Secondly, a recent roll-out could impact the sales team by impacting one or more aspects of the sales workflow. For instance, one change caused the website to double-count each trial sign-up user thereby posing a risk of overstating the number of new prospects. However, these impacts are far and few, and usually have other teams within the company monitoring the impact. Thus, it is important for all teams to understand the philosophy and benefits of the choice that the engineering team made so that Sales, Marketing, and other departments work WITH the engineers as opposed to starting a blame-game.

A source of Growth

One of the powerful enablers of growth has been this daily-release decision. In the data analytics and Business Intelligence space, customers often require technical assistance and customizability that is not provided out-of-the-box. Having a daily release served our customer interest and made us responsive, generating word-of-mouth publicity that drives traffic to our website.

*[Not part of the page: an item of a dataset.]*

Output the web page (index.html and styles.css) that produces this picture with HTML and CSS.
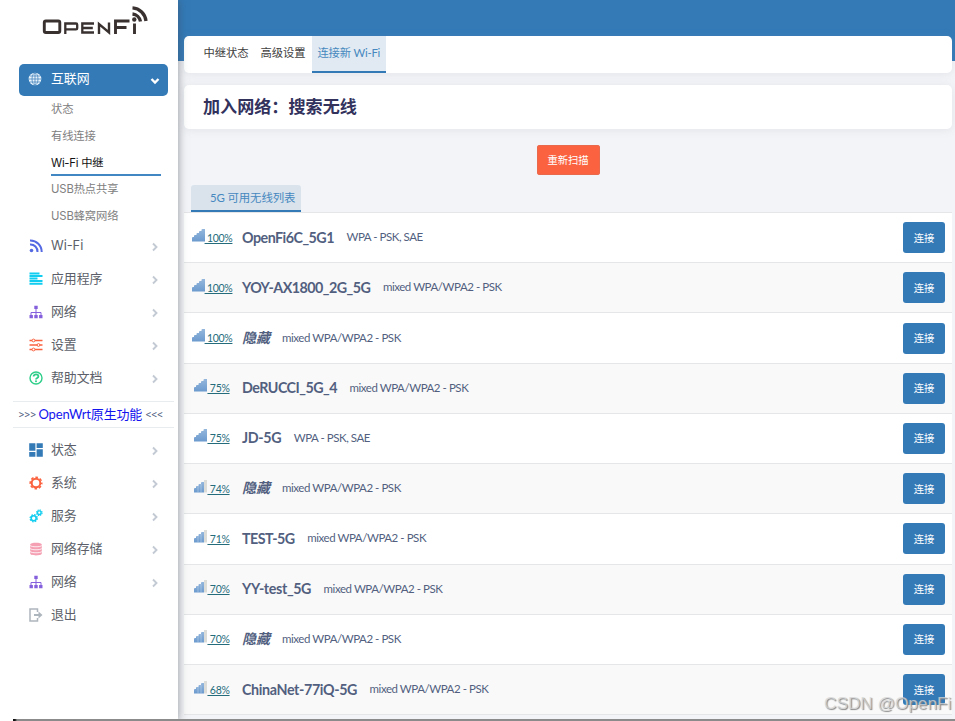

The most important validation of this was: when some of our regular users moved to other start-ups or companies, we routinely observe their evangelizing our product to their new employers. This provides our growth team the confidence to run referral programs which bring quality leads as opposed to expending effort and money on advertisements with lower conversion rates.

Thus, a competitive advantage could emerge from decisions or actions that might be invisible to your company’s marketing or sales teams. Holistics tripled its revenue with just 1 Growth/Marketing team member because the key source of growth was fueled by the engineers.

Conclusion

A 1% improvement every day outperforms a 10% improvement each month by 460%. At Holistics, we have realized this benefit by building a feature-rich BI Product that provides more functions than our competitors in just 2 years since launch. Furthermore, Holistics has delighted customers with responsiveness and trust, as evidenced by consistently high ratings on “Customer Support”.